Set task —
Lines containing the word "styled" need to be counted. Please reply with how many there are, and nothing else.

▬▬▬▬▬▬▬▬▬▬

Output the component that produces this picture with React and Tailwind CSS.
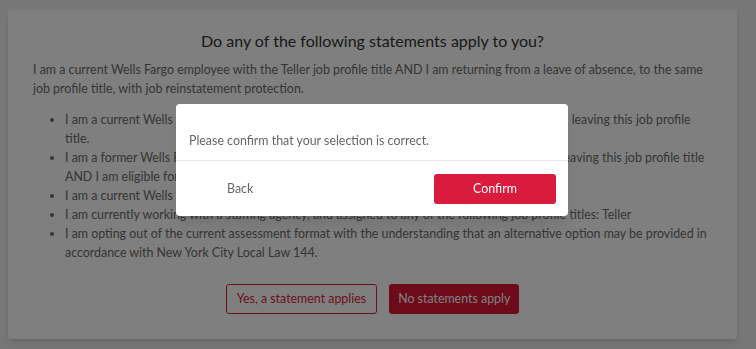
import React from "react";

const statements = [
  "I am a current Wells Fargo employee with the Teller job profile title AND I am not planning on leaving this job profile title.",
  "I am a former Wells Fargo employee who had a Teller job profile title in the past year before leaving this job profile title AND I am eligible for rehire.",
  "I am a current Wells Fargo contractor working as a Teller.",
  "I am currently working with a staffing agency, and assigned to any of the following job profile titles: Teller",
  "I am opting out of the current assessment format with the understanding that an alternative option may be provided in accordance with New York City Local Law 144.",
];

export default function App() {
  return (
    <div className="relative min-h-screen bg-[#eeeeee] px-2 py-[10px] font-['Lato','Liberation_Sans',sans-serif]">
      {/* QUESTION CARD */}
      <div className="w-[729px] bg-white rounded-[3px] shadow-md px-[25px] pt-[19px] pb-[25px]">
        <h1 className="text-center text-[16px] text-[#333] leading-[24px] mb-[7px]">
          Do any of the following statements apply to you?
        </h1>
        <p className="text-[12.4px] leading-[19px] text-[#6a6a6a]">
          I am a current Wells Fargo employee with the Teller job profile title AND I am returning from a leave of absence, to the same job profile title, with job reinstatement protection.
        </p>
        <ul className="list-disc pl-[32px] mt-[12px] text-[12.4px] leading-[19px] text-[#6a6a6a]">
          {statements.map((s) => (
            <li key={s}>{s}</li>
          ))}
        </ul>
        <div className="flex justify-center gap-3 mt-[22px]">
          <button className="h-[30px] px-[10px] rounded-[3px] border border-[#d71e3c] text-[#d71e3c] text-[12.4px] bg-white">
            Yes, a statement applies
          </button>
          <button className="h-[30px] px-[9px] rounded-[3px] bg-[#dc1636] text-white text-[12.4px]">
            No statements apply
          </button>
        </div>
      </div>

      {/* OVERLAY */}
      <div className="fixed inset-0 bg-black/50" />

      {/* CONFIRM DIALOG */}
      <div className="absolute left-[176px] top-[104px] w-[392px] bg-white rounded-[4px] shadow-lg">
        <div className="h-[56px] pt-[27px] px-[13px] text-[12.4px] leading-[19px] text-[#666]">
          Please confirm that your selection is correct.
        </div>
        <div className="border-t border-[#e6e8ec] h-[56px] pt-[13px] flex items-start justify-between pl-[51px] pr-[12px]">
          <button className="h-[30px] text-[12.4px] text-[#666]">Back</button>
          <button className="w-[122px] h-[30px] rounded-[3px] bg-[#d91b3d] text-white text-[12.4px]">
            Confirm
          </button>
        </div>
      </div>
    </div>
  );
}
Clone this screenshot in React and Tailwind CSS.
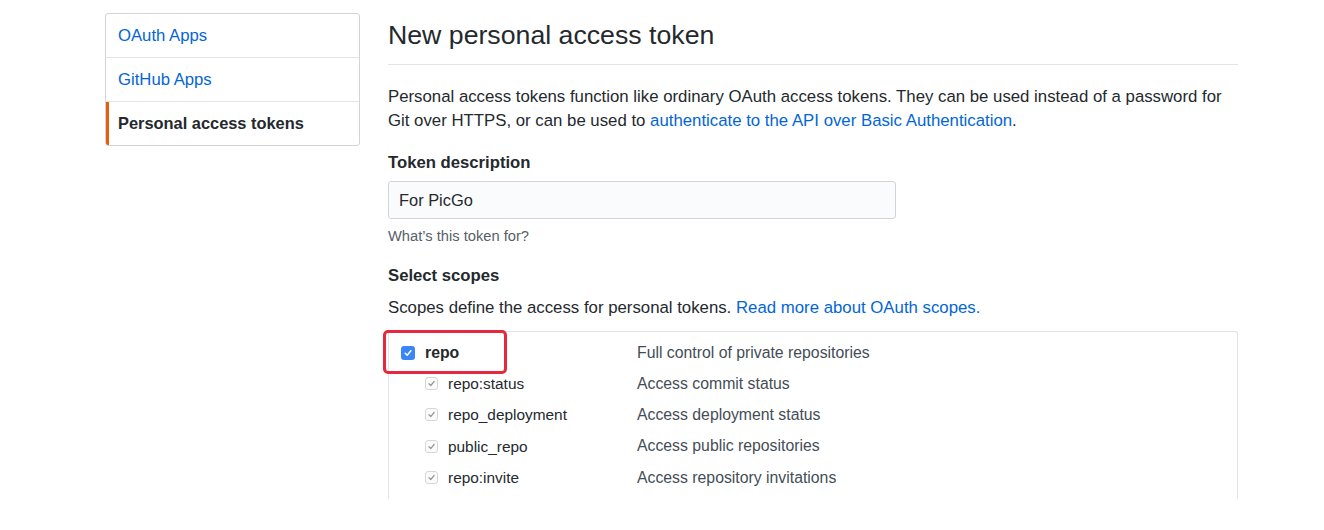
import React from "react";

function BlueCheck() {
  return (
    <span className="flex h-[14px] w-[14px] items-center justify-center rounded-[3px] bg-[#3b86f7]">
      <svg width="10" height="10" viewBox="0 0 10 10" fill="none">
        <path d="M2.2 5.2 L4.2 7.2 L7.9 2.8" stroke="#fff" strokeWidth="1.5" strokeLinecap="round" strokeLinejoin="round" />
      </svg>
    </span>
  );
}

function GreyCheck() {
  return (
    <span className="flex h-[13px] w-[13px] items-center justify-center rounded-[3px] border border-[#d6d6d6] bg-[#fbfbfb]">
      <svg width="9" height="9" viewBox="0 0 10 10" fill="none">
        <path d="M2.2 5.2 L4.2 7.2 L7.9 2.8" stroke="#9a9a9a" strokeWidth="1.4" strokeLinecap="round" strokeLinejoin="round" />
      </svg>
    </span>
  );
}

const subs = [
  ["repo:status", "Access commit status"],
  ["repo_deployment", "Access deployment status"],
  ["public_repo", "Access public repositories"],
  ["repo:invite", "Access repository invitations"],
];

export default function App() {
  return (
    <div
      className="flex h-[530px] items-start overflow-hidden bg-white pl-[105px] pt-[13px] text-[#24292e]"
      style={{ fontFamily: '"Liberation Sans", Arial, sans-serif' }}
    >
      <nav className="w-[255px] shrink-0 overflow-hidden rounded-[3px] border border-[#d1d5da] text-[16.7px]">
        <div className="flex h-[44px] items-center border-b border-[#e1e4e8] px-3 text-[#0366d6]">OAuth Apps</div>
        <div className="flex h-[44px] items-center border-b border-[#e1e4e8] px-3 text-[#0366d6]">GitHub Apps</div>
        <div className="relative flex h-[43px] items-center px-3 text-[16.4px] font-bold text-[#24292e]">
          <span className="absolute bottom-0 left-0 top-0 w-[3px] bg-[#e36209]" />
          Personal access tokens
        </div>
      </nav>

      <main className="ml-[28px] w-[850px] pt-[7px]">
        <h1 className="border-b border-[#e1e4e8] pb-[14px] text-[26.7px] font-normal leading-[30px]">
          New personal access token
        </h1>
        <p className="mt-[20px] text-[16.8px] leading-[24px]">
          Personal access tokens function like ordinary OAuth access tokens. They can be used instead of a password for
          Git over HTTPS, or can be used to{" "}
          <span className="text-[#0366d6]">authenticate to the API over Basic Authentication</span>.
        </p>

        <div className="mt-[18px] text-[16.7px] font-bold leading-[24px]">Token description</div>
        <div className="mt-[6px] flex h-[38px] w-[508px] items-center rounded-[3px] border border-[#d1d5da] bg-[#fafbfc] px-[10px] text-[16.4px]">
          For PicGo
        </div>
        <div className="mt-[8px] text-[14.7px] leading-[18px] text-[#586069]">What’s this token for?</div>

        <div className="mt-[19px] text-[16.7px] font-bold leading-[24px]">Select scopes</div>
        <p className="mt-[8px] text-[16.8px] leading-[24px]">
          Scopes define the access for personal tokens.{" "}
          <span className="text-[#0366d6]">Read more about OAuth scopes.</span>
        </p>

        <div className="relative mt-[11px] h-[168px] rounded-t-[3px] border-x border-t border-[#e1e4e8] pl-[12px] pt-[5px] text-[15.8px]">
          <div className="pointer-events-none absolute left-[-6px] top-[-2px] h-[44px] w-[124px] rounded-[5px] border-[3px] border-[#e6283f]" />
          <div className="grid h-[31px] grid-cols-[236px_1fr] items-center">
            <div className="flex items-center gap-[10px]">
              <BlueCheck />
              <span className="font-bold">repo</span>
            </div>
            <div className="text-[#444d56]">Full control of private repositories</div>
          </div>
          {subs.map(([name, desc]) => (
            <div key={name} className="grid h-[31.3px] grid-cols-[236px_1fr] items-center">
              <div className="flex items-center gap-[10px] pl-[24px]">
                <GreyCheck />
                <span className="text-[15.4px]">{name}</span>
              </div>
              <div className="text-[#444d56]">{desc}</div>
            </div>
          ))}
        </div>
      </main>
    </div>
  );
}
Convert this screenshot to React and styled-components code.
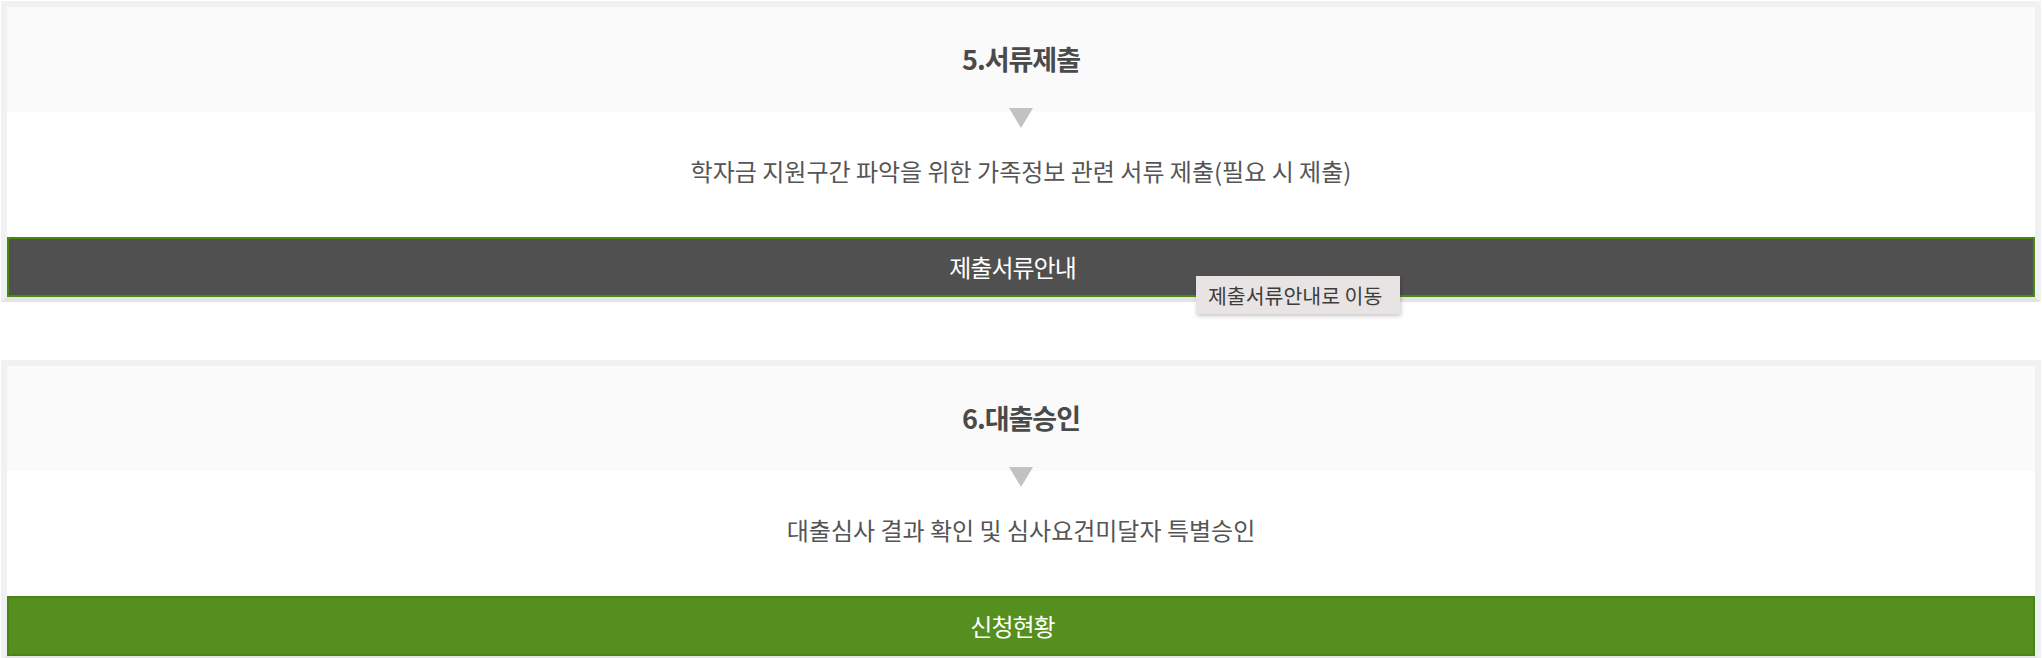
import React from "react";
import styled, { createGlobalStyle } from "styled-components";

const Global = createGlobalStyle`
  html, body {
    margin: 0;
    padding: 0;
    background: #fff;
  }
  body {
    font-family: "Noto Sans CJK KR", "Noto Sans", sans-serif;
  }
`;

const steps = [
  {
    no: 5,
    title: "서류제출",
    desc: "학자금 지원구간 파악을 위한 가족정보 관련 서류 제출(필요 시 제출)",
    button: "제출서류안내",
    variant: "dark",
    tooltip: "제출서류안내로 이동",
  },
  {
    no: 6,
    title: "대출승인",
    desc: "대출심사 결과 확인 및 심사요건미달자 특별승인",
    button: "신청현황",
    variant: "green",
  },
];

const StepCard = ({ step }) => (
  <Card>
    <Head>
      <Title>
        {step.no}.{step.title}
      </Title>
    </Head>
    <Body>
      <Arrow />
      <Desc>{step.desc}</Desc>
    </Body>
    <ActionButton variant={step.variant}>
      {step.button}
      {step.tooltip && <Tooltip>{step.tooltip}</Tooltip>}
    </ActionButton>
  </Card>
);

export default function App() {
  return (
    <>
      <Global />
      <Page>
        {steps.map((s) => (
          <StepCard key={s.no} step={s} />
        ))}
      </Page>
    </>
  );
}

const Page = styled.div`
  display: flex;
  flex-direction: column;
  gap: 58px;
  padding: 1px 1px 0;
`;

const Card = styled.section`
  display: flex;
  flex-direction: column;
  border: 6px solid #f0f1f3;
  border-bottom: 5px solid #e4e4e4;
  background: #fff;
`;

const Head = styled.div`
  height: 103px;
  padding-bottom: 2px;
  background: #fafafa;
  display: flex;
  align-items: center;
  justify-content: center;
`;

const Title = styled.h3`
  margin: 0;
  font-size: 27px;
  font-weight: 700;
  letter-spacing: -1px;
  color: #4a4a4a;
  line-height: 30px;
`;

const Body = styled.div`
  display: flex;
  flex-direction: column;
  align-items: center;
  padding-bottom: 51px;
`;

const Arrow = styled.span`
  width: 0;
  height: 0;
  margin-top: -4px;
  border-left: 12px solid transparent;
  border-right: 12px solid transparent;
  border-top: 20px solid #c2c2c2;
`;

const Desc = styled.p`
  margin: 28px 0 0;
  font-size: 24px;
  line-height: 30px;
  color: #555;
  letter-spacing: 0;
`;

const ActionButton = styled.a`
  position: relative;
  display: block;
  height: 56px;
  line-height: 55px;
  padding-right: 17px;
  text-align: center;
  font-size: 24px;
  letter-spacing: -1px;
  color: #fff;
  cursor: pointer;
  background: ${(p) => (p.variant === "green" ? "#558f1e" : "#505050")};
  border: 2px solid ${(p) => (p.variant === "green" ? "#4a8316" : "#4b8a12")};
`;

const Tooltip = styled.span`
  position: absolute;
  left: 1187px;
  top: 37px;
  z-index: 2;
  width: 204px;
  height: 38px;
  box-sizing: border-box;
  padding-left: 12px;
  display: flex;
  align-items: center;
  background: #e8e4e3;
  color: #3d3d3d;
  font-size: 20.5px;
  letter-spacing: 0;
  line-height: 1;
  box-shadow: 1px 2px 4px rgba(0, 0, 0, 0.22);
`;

▬▬▬▬▬▬▬▬▬▬

Problem solution —
11